Task brief
Pick out each line below containing "this".

Provided entries

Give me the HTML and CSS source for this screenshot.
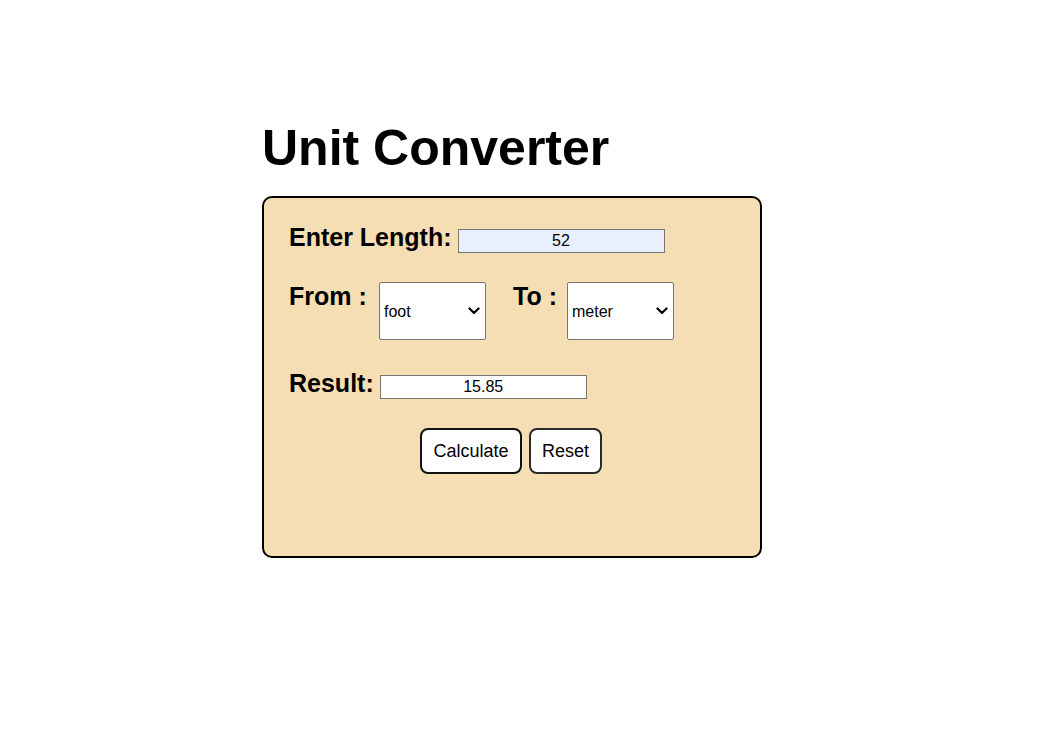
FILE: index.html
```html
<!DOCTYPE html>
<html lang="en">
<head>
<meta charset="utf-8">
<title>Unit Converter</title>
<link rel="stylesheet" href="styles.css">
</head>
<body>
<main class="page">
  <h1 class="title">Unit Converter</h1>
  <div class="card">
    <div class="row row-base">
      <label class="lbl lbl-length" for="len">Enter Length:</label>
      <input class="field field-auto" id="len" type="text" value="52">
    </div>
    <div class="row row-top">
      <label class="lbl lbl-from" for="from">From :</label>
      <select class="unit" id="from">
        <option>foot</option>
        <option>meter</option>
        <option>inch</option>
      </select>
      <label class="lbl lbl-to" for="to">To :</label>
      <select class="unit" id="to">
        <option>meter</option>
        <option>foot</option>
        <option>inch</option>
      </select>
    </div>
    <div class="row row-base">
      <label class="lbl lbl-result" for="res">Result:</label>
      <input class="field" id="res" type="text" value="15.85" readonly>
    </div>
    <div class="actions">
      <button class="btn btn-calc" type="button">Calculate</button>
      <button class="btn btn-reset" type="button">Reset</button>
    </div>
  </div>
</main>
</body>
</html>
```
FILE: styles.css
```css
html, body {
  margin: 0;
  padding: 0;
  background: #ffffff;
}
body {
  font-family: "Liberation Sans", Arial, sans-serif;
  color: #000;
}
.page {
  padding-left: 262px;
  padding-top: 119px;
}
.title {
  margin: 0 0 19px 0;
  font-size: 50px;
  font-weight: bold;
  line-height: normal;
}
.card {
  box-sizing: border-box;
  width: 500px;
  height: 362px;
  background: #f5deb3;
  border: 2px solid #000;
  border-radius: 10px;
  padding: 25px 25px 0 25px;
}
.row {
  display: flex;
  margin-bottom: 29px;
}
.row-base {
  align-items: baseline;
}
.row-top {
  align-items: flex-start;
}
.lbl {
  font-size: 25px;
  font-weight: bold;
  line-height: normal;
}
.lbl-length {
  margin-right: 6px;
}
.lbl-result {
  margin-right: 6px;
}
.lbl-from {
  width: 90px;
  flex: none;
}
.lbl-to {
  width: 54px;
  flex: none;
  margin-left: 27px;
}
.field {
  box-sizing: border-box;
  width: 207px;
  height: 24px;
  border: 1px solid #767676;
  padding: 1px 2px;
  font-family: "Liberation Sans", Arial, sans-serif;
  font-size: 16px;
  text-align: center;
  background: #ffffff;
  color: #000;
  border-radius: 0;
}
.field-auto {
  background: #e8f0fe;
}
.unit {
  box-sizing: border-box;
  width: 107px;
  height: 58px;
  padding: 0 20px 0 4px;
  font-family: "Liberation Sans", Arial, sans-serif;
  font-size: 16px;
  border: 1px solid #767676;
  border-radius: 2px;
  color: #000;
  flex: none;
  -webkit-appearance: none;
  appearance: none;
  background-color: #fff;
  background-image: url("data:image/svg+xml;utf8,<svg xmlns='http://www.w3.org/2000/svg' width='12' height='8' viewBox='0 0 12 8'><path d='M1.5 1.5 L6 6 L10.5 1.5' fill='none' stroke='%23000' stroke-width='2.2' stroke-linecap='round' stroke-linejoin='round'/></svg>");
  background-repeat: no-repeat;
  background-position: right 5px center;
  background-size: 12px 8px;
}
.actions {
  display: flex;
  justify-content: center;
  gap: 7px;
  padding-right: 2px;
}
.btn {
  box-sizing: border-box;
  height: 46px;
  padding: 0 10px;
  font-family: "Liberation Sans", Arial, sans-serif;
  font-size: 18px;
  background: #fff;
  color: #000;
  border: 2px solid #111;
  border-radius: 8px;
}
.btn-calc {
  width: 102px;
}
.btn-reset {
  width: 73px;
  border-color: #2a2a2a;
}
```
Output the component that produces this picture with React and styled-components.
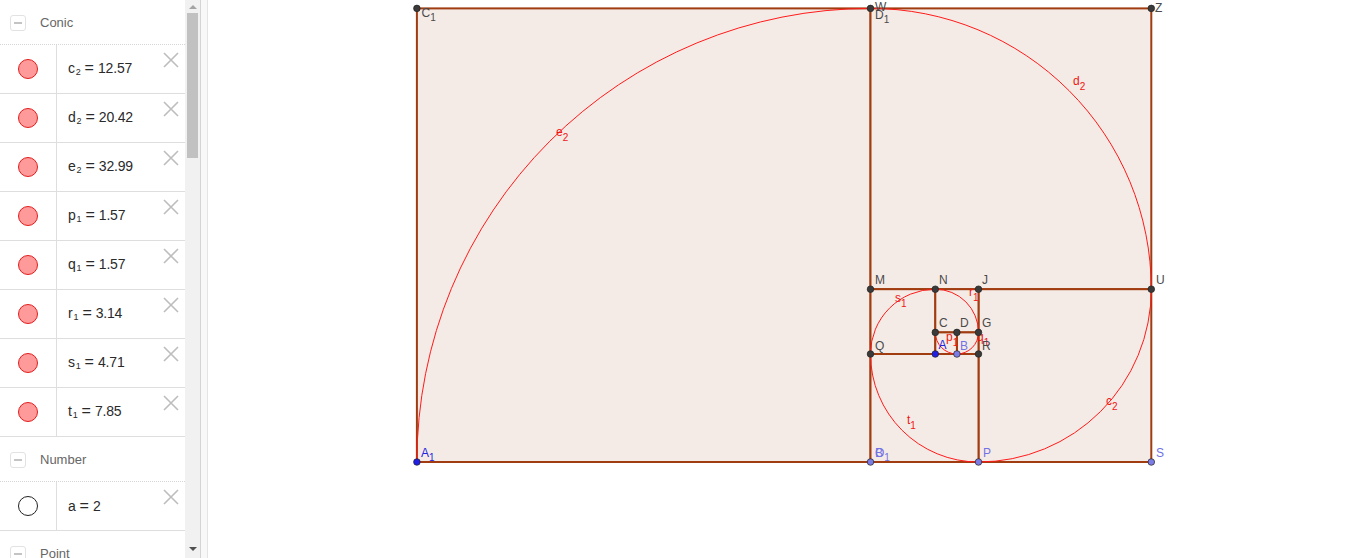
import React from 'react'
import styled, { createGlobalStyle } from 'styled-components'

const GlobalStyle = createGlobalStyle`
  html, body { margin: 0; padding: 0; overflow: hidden; background: #fff; }
  body { font-family: "Liberation Sans", Arial, sans-serif; }
`

// unit square size and origin (point A) of the construction
const U = 21.6
const OX = 935.3
const OY = 354
const px = (x) => OX + U * x
const py = (y) => OY - U * y

const conics = [
  ['c', '2', '12.57'],
  ['d', '2', '20.42'],
  ['e', '2', '32.99'],
  ['p', '1', '1.57'],
  ['q', '1', '1.57'],
  ['r', '1', '3.14'],
  ['s', '1', '4.71'],
  ['t', '1', '7.85'],
]

const squares = [
  [-24, -5, 21], [-3, 3, 13], [2, -5, 8], [-3, -5, 5],
  [-3, 0, 3], [0, 1, 2], [1, 0, 1], [0, 0, 1],
]

const arcs = [
  [[-24, -5], [-3, 16], 21],
  [[-3, 16], [10, 3], 13],
  [[10, 3], [2, -5], 8],
  [[2, -5], [-3, 0], 5],
  [[-3, 0], [0, 3], 3],
  [[0, 3], [2, 1], 2],
  [[2, 1], [1, 0], 1],
  [[1, 0], [0, 1], 1],
]

const pointColors = {
  dark: '#3a3a3a',
  blue: '#1f1fe6',
  light: '#7c7ce6',
}
const labelColors = {
  dark: '#4a4a4a',
  blue: '#2323e0',
  light: '#7272e4',
}

const points = [
  { x: -24, y: 16, k: 'dark' }, { x: -3, y: 16, k: 'dark' }, { x: 10, y: 16, k: 'dark' },
  { x: 10, y: 3, k: 'dark' }, { x: -3, y: 3, k: 'dark' }, { x: 0, y: 3, k: 'dark' },
  { x: 2, y: 3, k: 'dark' }, { x: 0, y: 1, k: 'dark' }, { x: 1, y: 1, k: 'dark' },
  { x: 2, y: 1, k: 'dark' }, { x: -3, y: 0, k: 'dark' }, { x: 2, y: 0, k: 'dark' },
  { x: 0, y: 0, k: 'blue' }, { x: 1, y: 0, k: 'light' }, { x: -24, y: -5, k: 'blue' },
  { x: -3, y: -5, k: 'light' }, { x: 2, y: -5, k: 'light' }, { x: 10, y: -5, k: 'light' },
]

const pointLabels = [
  ['C', '1', 421.5, 17, 'dark'], ['W', '', 875, 11, 'dark'], ['D', '1', 875, 18.5, 'dark'],
  ['Z', '', 1155, 11.5, 'dark'], ['U', '', 1156, 284, 'dark'], ['M', '', 875, 284, 'dark'],
  ['N', '', 939, 284, 'dark'], ['J', '', 982, 284, 'dark'], ['C', '', 939, 327, 'dark'],
  ['D', '', 960, 327, 'dark'], ['G', '', 982, 327, 'dark'], ['Q', '', 875, 350, 'dark'],
  ['R', '', 982, 350, 'dark'], ['A', '', 938.5, 349, 'blue'], ['B', '', 960, 350, 'light'],
  ['A', '1', 421, 457, 'blue'], ['O', '1', 875, 457, 'light'], ['B', '', 875, 457, 'light'],
  ['P', '', 983, 457, 'light'], ['S', '', 1156, 457, 'light'],
]

const arcLabels = [
  ['e', '2', 556, 136], ['d', '2', 1073, 85], ['c', '2', 1106, 405],
  ['t', '1', 907, 424], ['s', '1', 895, 302], ['p', '1', 946, 341],
  ['q', '1', 977, 341], ['r', '1', 969, 296],
]

const CloseIcon = () => (
  <svg width="16" height="16" viewBox="0 0 16 16">
    <path d="M1 1 L15 15 M15 1 L1 15" stroke="#bdbdbd" strokeWidth="1.6" fill="none" />
  </svg>
)

const Group = ({ title }) => (
  <GroupHeader>
    <CollapseBox><Minus /></CollapseBox>
    <GroupTitle>{title}</GroupTitle>
  </GroupHeader>
)

const Item = ({ name, sub, value, filled }) => (
  <Row>
    <MarkerCell><Marker $filled={filled} /></MarkerCell>
    <ValueCell>
      <Value>
        {name}{sub && <Sub>{sub}</Sub>} <Eq>=</Eq> {value}
      </Value>
      <CloseBtn><CloseIcon /></CloseBtn>
    </ValueCell>
  </Row>
)

const Construction = () => (
  <Canvas>
    <g transform="translate(-208 0)">
      {squares.map(([x, y, s], i) => (
        <rect key={i} x={px(x)} y={py(y + s)} width={U * s} height={U * s}
          fill="#f5ebe6" stroke="#a03c10" strokeWidth="2" />
      ))}
      {arcs.map(([a, b, r], i) => (
        <path key={i}
          d={`M${px(a[0])} ${py(a[1])} A${U * r} ${U * r} 0 0 1 ${px(b[0])} ${py(b[1])}`}
          fill="none" stroke="#ff1a1a" strokeWidth="1" />
      ))}
      {arcLabels.map(([t, s, x, y], i) => (
        <text key={i} x={x} y={y} fill="#f01414" fontSize="12">
          {t}<tspan dy="4.5" fontSize="10">{s}</tspan>
        </text>
      ))}
      {points.map((p, i) => (
        <circle key={i} cx={px(p.x)} cy={py(p.y)} r="3.3"
          fill={pointColors[p.k]} stroke="#222" strokeWidth="0.7" />
      ))}
      {pointLabels.map(([t, s, x, y, k], i) => (
        <text key={i} x={x} y={y} fill={labelColors[k]} fontSize="12">
          {t}{s && <tspan dy="4" fontSize="10">{s}</tspan>}
        </text>
      ))}
    </g>
  </Canvas>
)

const App = () => {
  return (
    <>
      <GlobalStyle />
      <Layout>
        <Sidebar>
          <List>
            <Group title="Conic" />
            {conics.map(([n, s, v]) => (
              <Item key={n} name={n} sub={s} value={v} filled />
            ))}
            <Group title="Number" />
            <Item name="a" value="2" />
            <Group title="Point" />
          </List>
          <Scrollbar>
            <ArrowUp />
            <Thumb />
            <Track />
            <ArrowDown />
          </Scrollbar>
        </Sidebar>
        <Splitter />
        <Graphics>
          <Construction />
        </Graphics>
      </Layout>
    </>
  )
}

export default App

const Layout = styled.div`
  display: flex;
  width: 1366px;
  height: 558px;
  overflow: hidden;
`
const Sidebar = styled.aside`
  display: flex;
  width: 200px;
  height: 100%;
  flex-shrink: 0;
`
const List = styled.div`
  width: 185px;
  height: 100%;
  overflow: hidden;
  background: #fff;
`
const GroupHeader = styled.div`
  display: flex;
  align-items: center;
  gap: 14px;
  height: 44px;
  padding: 1px 0 0 10px;
  box-sizing: border-box;
  border-bottom: 1px dotted #d6d6d6;
  height: 45px;
`
const CollapseBox = styled.div`
  display: flex;
  align-items: center;
  justify-content: center;
  width: 14px;
  height: 14px;
  border: 1px solid #e2e2e2;
  border-radius: 3px;
`
const Minus = styled.span`
  width: 8px;
  height: 2px;
  background: #c4c4c4;
`
const GroupTitle = styled.span`
  font-size: 13px;
  color: #666;
`
const Row = styled.div`
  display: flex;
  height: 48px;
  border-bottom: 1px solid #dedede;
`
const MarkerCell = styled.div`
  display: flex;
  align-items: center;
  justify-content: center;
  width: 56px;
  border-right: 1px solid #dedede;
`
const Marker = styled.span`
  width: 18px;
  height: 18px;
  border-radius: 50%;
  background: ${(p) => (p.$filled ? '#ff9a9a' : '#fff')};
  border: 1px solid ${(p) => (p.$filled ? '#e31c1c' : '#222')};
`
const ValueCell = styled.div`
  display: flex;
  flex: 1;
  padding-left: 11px;
`
const Value = styled.div`
  flex: 1;
  align-self: center;
  margin-top: -1px;
  font-size: 14px;
  letter-spacing: -0.2px;
  color: #2a2a2a;
  white-space: nowrap;
`
const Sub = styled.sub`
  font-size: 9px;
  vertical-align: -2px;
  margin-left: 1px;
`
const Eq = styled.span`
  display: inline-block;
  transform: scaleX(1.15);
  margin: 0 1px;
`
const CloseBtn = styled.div`
  width: 16px;
  height: 16px;
  margin: 7px 6px 0 0;
`
const Scrollbar = styled.div`
  display: flex;
  flex-direction: column;
  align-items: center;
  width: 15px;
  background: #f1f1f1;
`
const ArrowUp = styled.div`
  width: 0;
  height: 0;
  margin: 5px 0 4px;
  border-left: 4px solid transparent;
  border-right: 4px solid transparent;
  border-bottom: 4px solid #a3a3a3;
`
const Thumb = styled.div`
  width: 11px;
  height: 145px;
  background: #c1c1c1;
`
const Track = styled.div`
  flex: 1;
`
const ArrowDown = styled.div`
  width: 0;
  height: 0;
  margin: 0 0 7px;
  border-left: 4px solid transparent;
  border-right: 4px solid transparent;
  border-top: 4px solid #505050;
`
const Splitter = styled.div`
  width: 6px;
  flex-shrink: 0;
  background: #f8f8f8;
  border-left: 1px solid #d4d4d4;
  border-right: 1px solid #e4e4e4;
`
const Graphics = styled.main`
  flex: 1;
  height: 100%;
  background: #fff;
`
const Canvas = styled.svg`
  display: block;
  width: 100%;
  height: 100%;
  font-family: "Liberation Sans", Arial, sans-serif;
`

Exercise solution
Give me the HTML and CSS source for this screenshot.
Output the component that produces this picture with React and styled-components.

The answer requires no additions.